March 2017—Olga Chichina, a young member of the Kharkiv City Council, was looking for ways to do more to fix problems in her community in Ukraine.
When she heard about USAID’s Political Leadership Academy, organized by the International Republican Institute, she applied and was accepted to join a six-day session in 2016. Soon after, she used her academy experience to develop a lobbying campaign to cultivate “out-of-school” educational opportunities for students in her city.
“As a result of my participation in the Political Leadership Academy, I was inspired to reform the out-of-school education system, though I had never worked on this issue before,” says Chichina. “At the Political Leadership Academy workshops, I obtained important tools for implementing my project. I better understood how to make my work as a council member more effective.”
As head of the Kharkiv City Council Commission on Humanitarian Issues, Chichina was familiar with the technical resources available for out-of-school education, including both curricular and extracurricular learning programs held outside the regular daily school environment. But she knew that these tools were extremely outdated.
“When I began to implement my idea, I faced challenges because my colleagues did not understand why I was addressing the issue of out-of-school education. No one had worked on this issue previously or developed ideas for solving it,” says Chichina.

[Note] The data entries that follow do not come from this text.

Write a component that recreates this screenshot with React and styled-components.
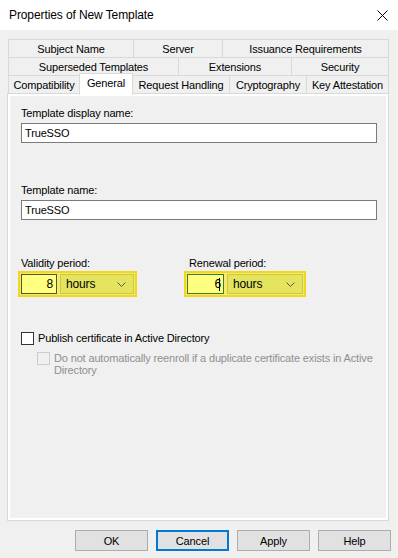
import React from "react";
import styled, { createGlobalStyle } from "styled-components";

const GlobalStyle = createGlobalStyle`
  html, body {
    margin: 0;
    padding: 0;
    background: #f0f0f0;
  }
  body {
    font-family: "Liberation Sans", Arial, sans-serif;
    font-size: 11px;
    letter-spacing: -0.15px;
    color: #000;
  }
`;

const Dialog = styled.div`
  width: 398px;
  height: 558px;
  display: flex;
  flex-direction: column;
  background: #f0f0f0;
  overflow: hidden;
`;

const TitleBar = styled.div`
  height: 30px;
  flex: 0 0 30px;
  background: #fff;
  display: flex;
  align-items: center;
  justify-content: space-between;
  padding: 0 10px 0 9px;
  font-size: 12px;
  letter-spacing: -0.1px;
`;

const Body = styled.div`
  flex: 1;
  display: flex;
  flex-direction: column;
  padding: 9px 7px 0 8px;
`;

const Tabs = styled.div`
  display: flex;
  flex-direction: column;
  width: 381px;
`;

const TabRow = styled.div`
  display: flex;
  height: 19px;
  margin-top: ${(p) => (p.first ? "0" : "-1px")};
`;

const Tab = styled.div`
  box-sizing: border-box;
  width: ${(p) => p.w}px;
  height: ${(p) => (p.active ? "22px" : "19px")};
  margin-top: ${(p) => (p.active ? "-2px" : "0")};
  margin-left: ${(p) => (p.first ? "0" : "-1px")};
  border: 1px solid #d9d9d9;
  border-bottom: ${(p) => (p.active ? "none" : "1px solid #d9d9d9")};
  background: ${(p) => (p.active ? "#fff" : "#f0f0f0")};
  position: relative;
  z-index: ${(p) => (p.active ? 2 : 1)};
  display: flex;
  align-items: center;
  justify-content: center;
  padding-bottom: ${(p) => (p.active ? "3px" : "0")};
  white-space: nowrap;
`;

const Panel = styled.div`
  box-sizing: border-box;
  width: 382px;
  height: 428px;
  margin-left: -1px;
  margin-top: -1px;
  border: 1px solid #d9d9d9;
  box-shadow: inset 0 0 0 2px #fff;
  padding: 12px 11px 0 13px;
  display: flex;
  flex-direction: column;
`;

const Label = styled.div`
  line-height: 14px;
  height: 14px;
  margin-top: ${(p) => p.mt || 0}px;
  padding-left: ${(p) => p.pl || 0}px;
`;

const TextInput = styled.div`
  box-sizing: border-box;
  height: 20px;
  margin-top: 3px;
  background: #fff;
  border: 1px solid #7a7a7a;
  display: flex;
  align-items: center;
  padding-left: 3px;
`;

const PeriodRow = styled.div`
  display: grid;
  grid-template-columns: 166px 130px;
  margin-top: 36px;
`;

const PeriodColumn = styled.div`
  display: flex;
  flex-direction: column;
`;

const Highlight = styled.div`
  box-sizing: border-box;
  display: flex;
  gap: 3px;
  width: ${(p) => p.w}px;
  height: 26px;
  margin-top: 1px;
  margin-left: -3px;
  border: 2px solid #f0d81e;
  padding: 1px;
  background: #f6ea6e;
`;

const NumberBox = styled.div`
  box-sizing: border-box;
  width: ${(p) => p.w}px;
  height: 20px;
  background: #ffff80;
  border: 1px solid ${(p) => (p.focused ? "#3f7a2a" : "#55552a")};
  display: flex;
  align-items: center;
  justify-content: flex-end;
  padding-right: 3px;
  font-size: 12px;
`;

const Caret = styled.span`
  display: inline-block;
  width: 1px;
  height: 13px;
  background: #000;
  margin-left: -2px;
`;

const SelectBox = styled.div`
  box-sizing: border-box;
  flex: 1;
  height: 20px;
  background: #e4e45e;
  border: 1px solid #c9c94a;
  display: flex;
  align-items: center;
  justify-content: space-between;
  padding: 0 7px 0 5px;
  font-size: 12px;
`;

const CheckRow = styled.label`
  display: flex;
  align-items: flex-start;
  gap: 4px;
  margin-top: ${(p) => p.mt}px;
  margin-left: ${(p) => p.indent || 0}px;
  color: ${(p) => (p.disabled ? "#8f8f8f" : "#000")};
  line-height: 12px;
`;

const Box = styled.span`
  box-sizing: border-box;
  flex: 0 0 13px;
  width: 13px;
  height: 13px;
  background: ${(p) => (p.disabled ? "#f0f0f0" : "#fff")};
  border: 1px solid ${(p) => (p.disabled ? "#cccccc" : "#333")};
  margin-top: ${(p) => p.mt || 0}px;
`;

const CheckText = styled.span`
  width: ${(p) => p.w}px;
  line-height: ${(p) => p.lh || 12}px;
`;

const ButtonBar = styled.div`
  display: flex;
  justify-content: flex-end;
  gap: 8px;
  margin-top: 9px;
`;

const Button = styled.button`
  box-sizing: border-box;
  width: 73px;
  height: 21px;
  background: #e1e1e1;
  border: ${(p) => (p.focused ? "2px solid #0078d7" : "1px solid #adadad")};
  font-family: "Liberation Sans", Arial, sans-serif;
  font-size: 11px;
  letter-spacing: -0.15px;
  color: #000;
  padding: 0;
`;

const CloseIcon = () => (
  <svg width="11" height="11" viewBox="0 0 11 11">
    <path d="M0.5 0.5 L10.5 10.5 M10.5 0.5 L0.5 10.5" stroke="#000" strokeWidth="1" />
  </svg>
);

const Chevron = () => (
  <svg width="9" height="5" viewBox="0 0 9 5">
    <polyline points="0.5,0.5 4.5,4.5 8.5,0.5" fill="none" stroke="#555" strokeWidth="1" />
  </svg>
);

const rows = [
  [
    ["Subject Name", 126],
    ["Server", 90],
    ["Issuance Requirements", 167],
  ],
  [
    ["Superseded Templates", 171],
    ["Extensions", 114],
    ["Security", 98],
  ],
  [
    ["Compatibility", 72],
    ["General", 54, true],
    ["Request Handling", 98],
    ["Cryptography", 78],
    ["Key Attestation", 83],
  ],
];

export default function App() {
  return (
    <>
      <GlobalStyle />
      <Dialog>
        <TitleBar>
          <span>Properties of New Template</span>
          <CloseIcon />
        </TitleBar>
        <Body>
          <Tabs>
            {rows.map((row, i) => (
              <TabRow key={i} first={i === 0}>
                {row.map(([name, w, active], j) => (
                  <Tab key={name} w={w} active={active} first={j === 0}>
                    {name}
                  </Tab>
                ))}
              </TabRow>
            ))}
          </Tabs>
          <Panel>
            <Label>Template display name:</Label>
            <TextInput>TrueSSO</TextInput>
            <Label mt={40}>Template name:</Label>
            <TextInput>TrueSSO</TextInput>
            <PeriodRow>
              <PeriodColumn>
                <Label>Validity period:</Label>
                <Highlight w={119}>
                  <NumberBox w={36}>8</NumberBox>
                  <SelectBox>
                    hours
                    <Chevron />
                  </SelectBox>
                </Highlight>
              </PeriodColumn>
              <PeriodColumn>
                <Label pl={2}>Renewal period:</Label>
                <Highlight w={122}>
                  <NumberBox w={37} focused>
                    6<Caret />
                  </NumberBox>
                  <SelectBox>
                    hours
                    <Chevron />
                  </SelectBox>
                </Highlight>
              </PeriodColumn>
            </PeriodRow>
            <CheckRow mt={35}>
              <Box />
              <CheckText w={330} lh={13}>
                Publish certificate in Active Directory
              </CheckText>
            </CheckRow>
            <CheckRow mt={7} indent={16} disabled>
              <Box disabled mt={0} />
              <CheckText w={322}>
                Do not automatically reenroll if a duplicate certificate exists in Active Directory
              </CheckText>
            </CheckRow>
          </Panel>
          <ButtonBar>
            <Button>OK</Button>
            <Button focused>Cancel</Button>
            <Button>Apply</Button>
            <Button>Help</Button>
          </ButtonBar>
        </Body>
      </Dialog>
    </>
  );
}
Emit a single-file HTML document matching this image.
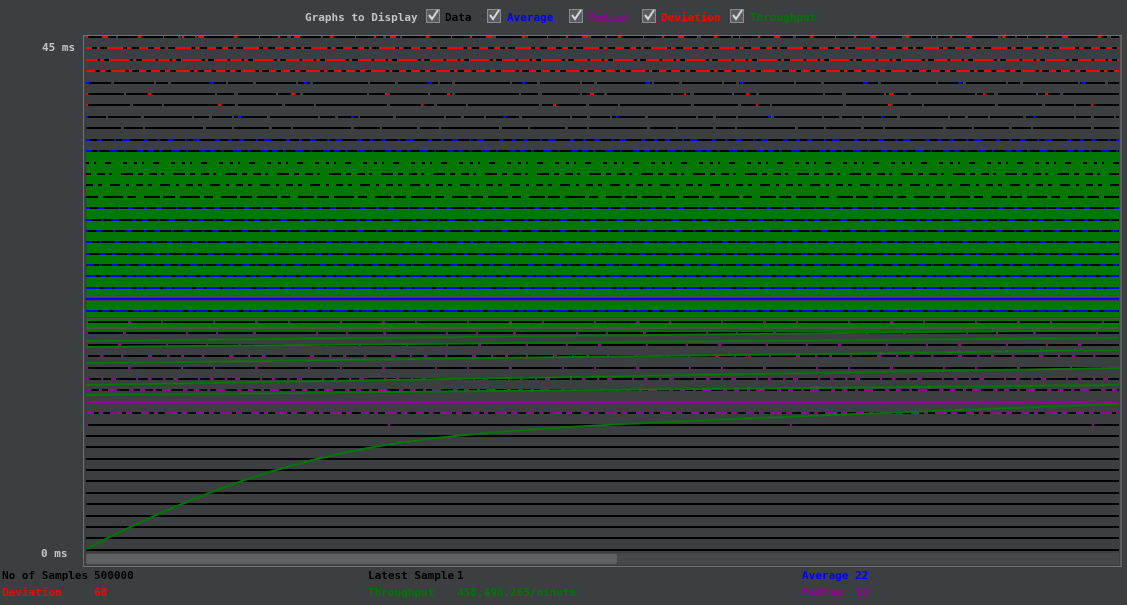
<!DOCTYPE html>
<html><head><meta charset="utf-8"><style>
html,body{margin:0;padding:0;background:#3b3f42;width:1127px;height:605px;overflow:hidden}
svg{display:block}
text{font-family:"DejaVu Sans Mono","Liberation Mono",monospace;font-size:11px;font-weight:bold}
</style></head><body>
<svg width="1127" height="605" viewBox="0 0 1127 605" xmlns="http://www.w3.org/2000/svg" shape-rendering="crispEdges">
<rect width="1127" height="605" fill="#3b3f42"/>
<text x="305" y="21" fill="#c4c4c4">Graphs to Display</text>
<g fill="#5a5d60" stroke="#8a8d90" stroke-width="1">
<rect x="426.5" y="9.5" width="13" height="13"/><rect x="487.5" y="9.5" width="13" height="13"/><rect x="569.5" y="9.5" width="13" height="13"/><rect x="642.5" y="9.5" width="13" height="13"/><rect x="730.5" y="9.5" width="13" height="13"/>
</g>
<g fill="none" stroke="#d8d8d8" stroke-width="2" shape-rendering="auto">
<path d="M429 15 l3 4 l6 -9"/><path d="M490 15 l3 4 l6 -9"/><path d="M572 15 l3 4 l6 -9"/><path d="M645 15 l3 4 l6 -9"/><path d="M733 15 l3 4 l6 -9"/>
</g>
<text x="445" y="21" fill="#000">Data</text>
<text x="507" y="21" fill="#0000ff">Average</text>
<text x="588" y="21" fill="#990099">Median</text>
<text x="661" y="21" fill="#ff0000">Deviation</text>
<text x="750" y="21" fill="#007700">Throughput</text>
<text x="42" y="51" fill="#c4c4c4">45 ms</text>
<text x="41" y="557" fill="#c4c4c4">0 ms</text>
<rect x="83.5" y="35.5" width="1038" height="531" fill="none" stroke="#6e7275" stroke-width="1"/>
<rect x="1120" y="36" width="2" height="530" fill="#5a5e61"/>
<rect x="86" y="152" width="1034" height="144" fill="#007700"/>
<rect x="86" y="301" width="1034" height="16" fill="#007700"/>
<rect x="86" y="319" width="1034" height="8" fill="#007700"/>
<rect x="86" y="329" width="1034" height="3" fill="#006d00"/>
<rect x="86" y="296" width="1034" height="1" fill="#4a4f4a"/>
<rect x="86" y="318" width="1034" height="1" fill="#4a4f4a"/>
<rect x="86" y="327" width="1034" height="2" fill="#4a4f4a"/>
<g stroke="#000" stroke-width="2">
<line x1="86" x2="1119" y1="37" y2="37" stroke-dasharray="30 2 60 3 14 2 90 4"/>
<line x1="86" x2="1119" y1="48" y2="48"/>
<line x1="86" x2="1119" y1="60" y2="60"/>
<line x1="86" x2="1119" y1="71" y2="71"/>
<line x1="86" x2="1119" y1="83" y2="83" stroke-dasharray="25 3 40 2 12 3 55 2"/>
<line x1="86" x2="1119" y1="94" y2="94" stroke-dasharray="38 2 22 3 64 2 17 4"/>
<line x1="86" x2="1119" y1="105" y2="105" stroke-dasharray="44 3 29 2 71 3"/>
<line x1="86" x2="1119" y1="117" y2="117" stroke-dasharray="20 2 33 3 48 2 15 3"/>
<line x1="86" x2="1119" y1="128" y2="128" stroke-dasharray="35 3 19 2 58 3 26 2"/>
<line x1="86" x2="1119" y1="140" y2="140"/>
<line x1="86" x2="1119" y1="151" y2="151"/>
<line x1="86" x2="1119" y1="163" y2="163" stroke-dasharray="3 5 2 9 6 12 4 7"/>
<line x1="86" x2="1119" y1="174" y2="174" stroke-dasharray="5 6 8 4 3 9 12 5"/>
<line x1="86" x2="1119" y1="185" y2="185" stroke-dasharray="7 5 4 8 10 6 3 7"/>
<line x1="86" x2="1119" y1="197" y2="197" stroke-dasharray="12 5 20 4 9 8 16 3"/>
<line x1="86" x2="1119" y1="208" y2="208"/>
<line x1="86" x2="1119" y1="220" y2="220"/>
<line x1="86" x2="1119" y1="231" y2="231"/>
<line x1="86" x2="1119" y1="242" y2="242"/>
<line x1="86" x2="1119" y1="254" y2="254"/>
<line x1="86" x2="1119" y1="265" y2="265"/>
<line x1="86" x2="1119" y1="276" y2="276"/>
<line x1="86" x2="1119" y1="288" y2="288"/>
<line x1="86" x2="1119" y1="311" y2="311"/>
<line x1="86" x2="1119" y1="322" y2="322"/>
<line x1="86" x2="1119" y1="333" y2="333"/>
<line x1="86" x2="1119" y1="345" y2="345"/>
<line x1="86" x2="1119" y1="356" y2="356"/>
<line x1="86" x2="1119" y1="368" y2="368"/>
<line x1="86" x2="1119" y1="379" y2="379"/>
<line x1="86" x2="1119" y1="390" y2="390"/>
<line x1="86" x2="1119" y1="413" y2="413"/>
<line x1="86" x2="1119" y1="425" y2="425"/>
<line x1="86" x2="1119" y1="436" y2="436"/>
<line x1="86" x2="1119" y1="447" y2="447"/>
<line x1="86" x2="1119" y1="459" y2="459"/>
<line x1="86" x2="1119" y1="470" y2="470"/>
<line x1="86" x2="1119" y1="481" y2="481"/>
<line x1="86" x2="1119" y1="493" y2="493"/>
<line x1="86" x2="1119" y1="504" y2="504"/>
<line x1="86" x2="1119" y1="516" y2="516"/>
<line x1="86" x2="1119" y1="527" y2="527"/>
<line x1="86" x2="1119" y1="538" y2="538"/>
<line x1="86" x2="1119" y1="550" y2="550"/>
</g>
<g stroke="#ff0000" stroke-width="2">
<line x1="86" x2="1119" y1="37" y2="37" stroke-dasharray="2 14 6 30 3 22 1 18"/>
<line x1="86" x2="1119" y1="48" y2="48" stroke-dasharray="6 5 3 7 16 4 4 8 9 6"/>
<line x1="86" x2="1119" y1="60" y2="60" stroke-dasharray="11 3 4 5 20 4 3 6 13 3"/>
<line x1="86" x2="1119" y1="71" y2="71" stroke-dasharray="9 5 5 6 14 4 3 7 7 5"/>
<line x1="86" x2="1119" y1="94" y2="94" stroke-dasharray="2 60 3 140 4 90"/>
<line x1="86" x2="1119" y1="105" y2="105" stroke-dasharray="2 130 3 200"/>
</g>
<g stroke="#0000ff" stroke-width="2">
<line x1="86" x2="1119" y1="83" y2="83" stroke-dasharray="3 120 5 90"/>
<line x1="86" x2="1119" y1="117" y2="117" stroke-dasharray="2 150 3 110"/>
<line x1="86" x2="1119" y1="140" y2="140" stroke-dasharray="3 8 5 12 2 6 7 15 4 9"/>
<line x1="86" x2="1119" y1="151" y2="151" stroke-dasharray="5 6 3 9 8 7 2 11 6 5"/>
<line x1="86" x2="1119" y1="208" y2="208" stroke-dasharray="3 9 6 14 2 8 5 11"/>
<line x1="86" x2="1119" y1="220" y2="220" stroke-dasharray="5 10 3 7 8 13 4 6"/>
<line x1="86" x2="1119" y1="231" y2="231" stroke-dasharray="2 8 6 11 3 9 7 12"/>
<line x1="86" x2="1119" y1="242" y2="242" stroke-dasharray="6 7 3 12 5 8 2 10"/>
<line x1="86" x2="1119" y1="254" y2="254" stroke-dasharray="4 9 7 6 3 12 5 8"/>
<line x1="86" x2="1119" y1="265" y2="265" stroke-dasharray="8 5 3 10 6 7 4 9"/>
<line x1="86" x2="1119" y1="276" y2="276" stroke-dasharray="10 4 6 3 12 5 8 2"/>
<line x1="86" x2="1119" y1="288" y2="288" stroke-dasharray="14 3 9 2 18 4 7 3"/>
<line x1="86" x2="1119" y1="299" y2="299"/>
<line x1="86" x2="1119" y1="311" y2="311" stroke-dasharray="12 4 8 3 15 5 6 2"/>
</g>
<g stroke="#990099" stroke-width="2">
<line x1="86" x2="1119" y1="322" y2="322" stroke-dasharray="2 40 3 30 2 50"/>
<line x1="86" x2="1119" y1="333" y2="333" stroke-dasharray="2 35 3 60 2 28"/>
<line x1="86" x2="1119" y1="345" y2="345" stroke-dasharray="2 30 3 45 2 38"/>
<line x1="86" x2="1119" y1="356" y2="356" stroke-dasharray="2 12 3 18 2 25 4 15"/>
<line x1="86" x2="1119" y1="368" y2="368" stroke-dasharray="2 40 3 50 2 30"/>
<line x1="86" x2="1119" y1="379" y2="379" stroke-dasharray="3 12 2 8 5 20 2 10"/>
<line x1="86" x2="1119" y1="390" y2="390" stroke-dasharray="5 8 3 6 9 12 4 7"/>
<line x1="86" x2="1119" y1="402" y2="402"/>
<line x1="86" x2="1119" y1="413" y2="413" stroke-dasharray="8 5 4 7 12 4 6 9"/>
<line x1="86" x2="1119" y1="425" y2="425" stroke-dasharray="2 300 2 400"/>
</g>
<g fill="none" stroke="#007700" stroke-width="2" shape-rendering="auto">
<path d="M86 549 C 200 490, 300 455, 420 440 S 700 420, 1119 404"/>
<path d="M86 395 C 300 392, 600 392, 1119 385"/>
<path d="M86 385 C 300 382, 700 375, 1119 368"/>
<path d="M86 363 C 400 360, 700 355, 1119 350"/>
<path d="M86 341 C 400 338, 700 334, 1119 330"/>
<path d="M86 347 C 400 344, 800 340, 1119 338"/>
</g>
<rect x="86" y="553" width="1033" height="12" fill="#45494c"/>
<rect x="86" y="554" width="531" height="10" rx="2" fill="#5e6163"/>
<text x="2" y="579" fill="#000">No of Samples</text><text x="94" y="579" fill="#000" font-weight="normal">500000</text>
<text x="2" y="596" fill="#ff0000">Deviation</text><text x="94" y="596" fill="#ff0000" font-weight="normal">68</text>
<text x="368" y="579" fill="#000">Latest Sample</text><text x="457" y="579" fill="#000" font-weight="normal">1</text>
<text x="368" y="596" fill="#007700">Throughput</text><text x="457" y="596" fill="#007700" font-weight="normal">458,498.265/minute</text>
<text x="802" y="579" fill="#0000ff">Average</text><text x="855" y="579" fill="#0000ff" font-weight="normal">22</text>
<text x="802" y="596" fill="#990099">Median</text><text x="855" y="596" fill="#990099" font-weight="normal">13</text>
</svg>
</body></html>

Using her USAID training, Chichina and the Kharkiv City Department of Education analyzed all 94 out-of-school educational institutions and confirmed they were technically obsolete. Chichina then set out to upgrade and reform the system by using one communal enterprise, School of Young Technicians #4, as a pilot project. She began by changing both the name of the institution and its classification.
On July 6, 2016, the Kharkiv City Council agreed to reclassify School of Young Technicians #4 from a communal enterprise to an out-of-school education center, and renamed it “Start.” These changes allowed the institution to provide various out-of-school educational programs in addition to technical education. In addition, funds from the Kharkiv city budget were allocated to upgrade and modernize the school.
Today, teachers from three schools located in the same district have access to the space for conducting extracurricular lessons and activities, which formal school programs previously did not cover. In turn, parents no longer need to pay for additional courses for their children, including courses and workshops on human rights, financial education, and ethics. While the center plans to work with children from all grades, educational programs currently exist for two groups—grades 2 to 4 and grades 5 to 7.
One participating school plans to fund the purchase of technical equipment, such as projectors and screens, for the center. Another school, in cooperation with the local civil society organization, Educamp, won a grant from the British Council to organize additional English lessons for schoolchildren at the Start education center.
“Today, all members of the Kharkiv City Council Commission on Humanitarian Issues are involved in reforming the out-of-school education system, and we are now going to work on this issue in a much more systematic way,” says Chichina.
USAID’s Ukraine Responsive and Accountable Politics Program, which runs from April 2016 through March 2020, promotes political processes that lead to more representative, transparent and accountable governance. The program emphasizes three main areas: promoting political party accountability and inclusivity at the national level, enhancing party and government officials’ representation of citizens’ interests at the local level, and improving the environment for political competition. The program assists a broad spectrum of democratic parties in Ukraine and maintains a geographical balance nationwide. In select regions, the program is designed to help locally elected officials to be responsive to citizens’ interests, and to improve political and leadership skills among youth.